• _WORK INSTRUCTIONS_
Count how many lines of the data include "this". The answer is that number and nothing else.
## begin DATASET
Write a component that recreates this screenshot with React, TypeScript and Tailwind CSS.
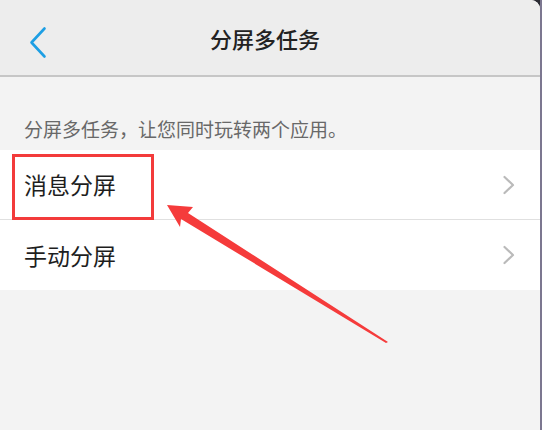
import React from "react";

const cjk = { fontFamily: '"Noto Sans CJK SC", "Noto Sans", sans-serif' };

const Chevron = () => (
  <svg width="14" height="20" viewBox="0 0 14 20" fill="none">
    <path d="M2.5 2 L11 10 L2.5 18" stroke="#bababa" strokeWidth="2.2" strokeLinecap="round" strokeLinejoin="round" />
  </svg>
);

const Row = ({ label, last }: { label: string; last?: boolean }) => (
  <div className={`h-[70px] flex items-center justify-between pl-[24px] pr-[24px] ${last ? "" : "border-b border-[#e0e0e0]"}`}>
    <span className="text-[23px] text-[#1e1e1e]">{label}</span>
    <Chevron />
  </div>
);

export default function App() {
  return (
    <div className="relative w-[542px] h-[430px] flex bg-[#2b2b33] overflow-hidden" style={cjk}>
      <div className="w-[540px] h-full bg-[#f3f3f3] rounded-tr-[9px] overflow-hidden flex flex-col">
        {/* Header */}
        <div className="h-[77px] shrink-0 bg-[#ededed] border-b-2 border-[#c6c6c6] flex items-center relative">
          <svg className="absolute left-[28px] top-[26px]" width="20" height="33" viewBox="0 0 20 33" fill="none">
            <path d="M16.5 2.5 L3.5 16.5 L16.5 30.5" stroke="#1d9fe4" strokeWidth="2.6" strokeLinecap="round" strokeLinejoin="round" />
          </svg>
          <div className="w-full text-center text-[22px] font-medium text-[#222] pr-[10px] leading-[28px]">分屏多任务</div>
        </div>

        {/* Description */}
        <div className="h-[73px] shrink-0 pt-[42px] pl-[24px] text-[19px] leading-[20px] text-[#686868]">
          分屏多任务，让您同时玩转两个应用。
        </div>

        {/* List */}
        <div className="bg-white">
          <Row label="消息分屏" />
          <Row label="手动分屏" last />
        </div>
      </div>
      <div className="w-[2px] h-full bg-[#7c7790]" />

      {/* annotation */}
      <div className="absolute left-[12px] top-[154px] w-[142px] h-[66px] border-[3px] border-[#f33b3b]" />
      <svg className="absolute left-0 top-0 pointer-events-none" width="542" height="430" viewBox="0 0 542 430">
        <polygon
          points="167,205 193,207 188,213 388,342 386,343 181,219 180,227"
          fill="#f53b3b"
        />
      </svg>
    </div>
  );
}
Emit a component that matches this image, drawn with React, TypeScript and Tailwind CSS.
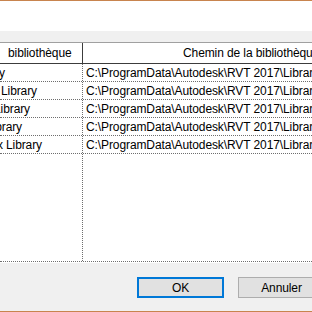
import React from "react";

const font = { fontFamily: '"Liberation Sans", Arial, sans-serif' };

const rows = [
  { name: "Imperial Library", pr: "pr-[77px]" },
  { name: "Imperial Detail Library", pr: "pr-[45px]" },
  { name: "Metric Detail Library", pr: "pr-[52px]" },
  { name: "Metric Library", pr: "pr-[60px]" },
  { name: "Metric Complex Library", pr: "pr-[40px]" },
];

const path = "C:\\ProgramData\\Autodesk\\RVT 2017\\Libraries\\French";

export default function App() {
  return (
    <div
      className="w-[312px] h-[312px] overflow-hidden bg-[#f0f0f0] flex flex-col text-[12px] text-black tracking-[-0.1px]"
      style={font}
    >
      <div className="h-px bg-[#c8844e] shrink-0" />
      <div className="h-[30px] bg-white shrink-0" />
      <div className="h-[11px] shrink-0" />
      {/* list view */}
      <div className="flex flex-col bg-white border-t border-[#a0a0a0] shrink-0">
        <div className="flex h-[21px] border-b border-[#3c3c3c]">
          <div className="w-[83px] shrink-0 border-r border-[#3c3c3c] flex items-center pl-[8px] overflow-hidden whitespace-nowrap">
            bibliothèque
          </div>
          <div className="flex-1 flex items-center pl-[100px] whitespace-nowrap overflow-hidden">
            Chemin de la bibliothèque
          </div>
        </div>
        <div className="flex flex-col h-[198px] border-b border-dotted border-[#6e6e6e]">
          {rows.map((r) => (
            <div key={r.name} className="flex h-[18px] border-b border-dotted border-[#6e6e6e] shrink-0">
              <div
                className={`w-[83px] shrink-0 border-r border-dotted border-[#6e6e6e] flex justify-end items-center overflow-hidden whitespace-nowrap ${r.pr}`}
              >
                {r.name}
              </div>
              <div className="flex-1 flex items-center pl-[3px] whitespace-nowrap overflow-hidden">
                {path}
              </div>
            </div>
          ))}
          <div className="flex flex-1">
            <div className="w-[83px] shrink-0 border-r border-dotted border-[#6e6e6e]" />
            <div className="flex-1" />
          </div>
        </div>
        <div className="h-px bg-white" />
      </div>
      <div className="flex-1 flex items-start pt-[14px] pl-[137px] gap-[14px]">
        <button className="w-[87px] h-[21px] shrink-0 bg-[#e1e1e1] border-2 border-[#0078d7] flex items-center justify-center text-[12px]">
          OK
        </button>
        <button className="w-[87px] h-[21px] shrink-0 bg-[#e1e1e1] border border-[#adadad] flex items-center justify-center text-[12px]">
          Annuler
        </button>
      </div>
      <div className="h-px bg-[#c8844e] shrink-0" />
    </div>
  );
}
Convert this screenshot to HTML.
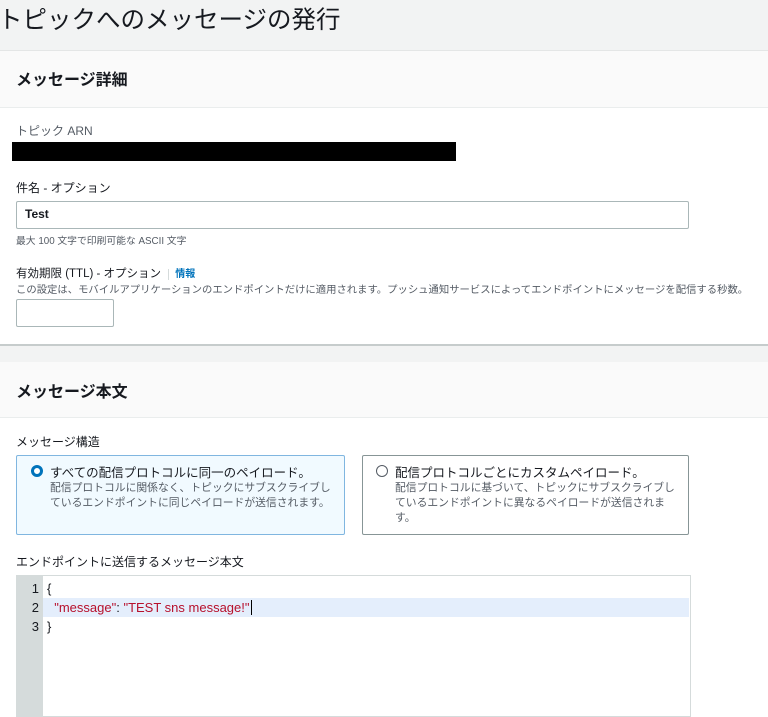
<!DOCTYPE html>
<html><head><meta charset="utf-8"><style>
body{margin:0;width:768px;height:703px;overflow:hidden;background:#fff;font-family:"Liberation Sans","Noto Sans CJK JP",sans-serif;color:#16191f;position:relative}
.a{position:absolute;white-space:nowrap}
</style></head><body>
<div class="a" style="left:0;top:0;width:768px;height:50px;background:#f2f3f3"></div>
<div class="a" style="left:-2px;top:1px;font-size:24.5px;color:#16191f">トピックへのメッセージの発行</div>
<div class="a" style="left:0;top:50px;width:768px;height:56px;background:#fafafa;border-top:1px solid #e4e6e6;border-bottom:1px solid #eaeded"></div>
<div class="a" style="left:16px;top:66px;font-size:16px;font-weight:bold">メッセージ詳細</div>
<div class="a" style="left:16px;top:122px;font-size:12px;color:#545b64">トピック ARN</div>
<div class="a" style="left:12px;top:142px;width:444px;height:19px;background:#000"></div>
<div class="a" style="left:16px;top:179px;font-size:12px">件名 - オプション</div>
<div class="a" style="left:16px;top:201px;width:671px;height:26px;border:1px solid #aab7b8;border-radius:2px"></div>
<div class="a" style="left:25px;top:207px;font-size:12px;font-weight:bold">Test</div>
<div class="a" style="left:16px;top:233px;font-size:9.8px;color:#545b64">最大 100 文字で印刷可能な ASCII 文字</div>
<div class="a" style="left:16px;top:265px;font-size:11.5px">有効期限 (TTL) - オプション <span style="border-left:1px solid #d5dbdb;margin-left:4px;padding-left:6px;color:#0073bb;font-weight:bold;font-size:10px">情報</span></div>
<div class="a" style="left:16px;top:281px;font-size:10.35px;color:#545b64">この設定は、モバイルアプリケーションのエンドポイントだけに適用されます。プッシュ通知サービスによってエンドポイントにメッセージを配信する秒数。</div>
<div class="a" style="left:16px;top:299px;width:96px;height:26px;border:1px solid #aab7b8;border-radius:2px"></div>
<div class="a" style="left:0;top:344px;width:768px;height:18px;background:#f2f3f3;border-top:2px solid #c6cccc"></div>
<div class="a" style="left:0;top:362px;width:768px;height:55px;background:#fafafa;border-bottom:1px solid #eaeded"></div>
<div class="a" style="left:16px;top:378px;font-size:16px;font-weight:bold">メッセージ本文</div>
<div class="a" style="left:16px;top:433px;font-size:12px">メッセージ構造</div>
<div class="a" style="left:16px;top:455px;width:327px;height:78px;border:1px solid #80b6e0;background:#f1faff;border-radius:2px"></div>
<div class="a" style="left:31px;top:465px;width:6px;height:6px;border:3px solid #0073bb;border-radius:50%;background:#fff"></div>
<div class="a" style="left:50px;top:462px;font-size:12.5px">すべての配信プロトコルに同一のペイロード。</div>
<div class="a" style="left:50px;top:481px;font-size:10.8px;line-height:15px;color:#545b64">配信プロトコルに関係なく、トピックにサブスクライブし<br>ているエンドポイントに同じペイロードが送信されます。</div>
<div class="a" style="left:362px;top:455px;width:325px;height:78px;border:1px solid #879596;border-radius:2px"></div>
<div class="a" style="left:376px;top:465px;width:10px;height:10px;border:1px solid #545b64;border-radius:50%"></div>
<div class="a" style="left:395px;top:462px;font-size:12.5px">配信プロトコルごとにカスタムペイロード。</div>
<div class="a" style="left:395px;top:481px;font-size:10.8px;line-height:15px;color:#545b64">配信プロトコルに基づいて、トピックにサブスクライブし<br>ているエンドポイントに異なるペイロードが送信されま<br>す。</div>
<div class="a" style="left:16px;top:553px;font-size:12px">エンドポイントに送信するメッセージ本文</div>
<div class="a" style="left:16px;top:575px;width:673px;height:140px;border:1px solid #d5dbdb;background:#fff"></div>
<div class="a" style="left:17px;top:576px;width:26px;height:140px;background:#d5dbdb"></div>
<div class="a" style="left:43px;top:598px;width:646px;height:19px;background:#e4eefc"></div>
<div class="a" style="left:17px;top:579px;width:22px;text-align:right;font-size:13px;line-height:19px">1<br>2<br>3</div>
<div class="a" style="left:47px;top:579px;font-size:13px;line-height:19px">{<br>&nbsp;&nbsp;<span style="color:#b7102c">"message"</span>: <span style="color:#b7102c">"TEST sns message!"</span><span style="border-left:1px solid #000;margin-left:1px"></span><br>}</div>
</body></html>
## end DATASET
• _FULL ANSWER_
3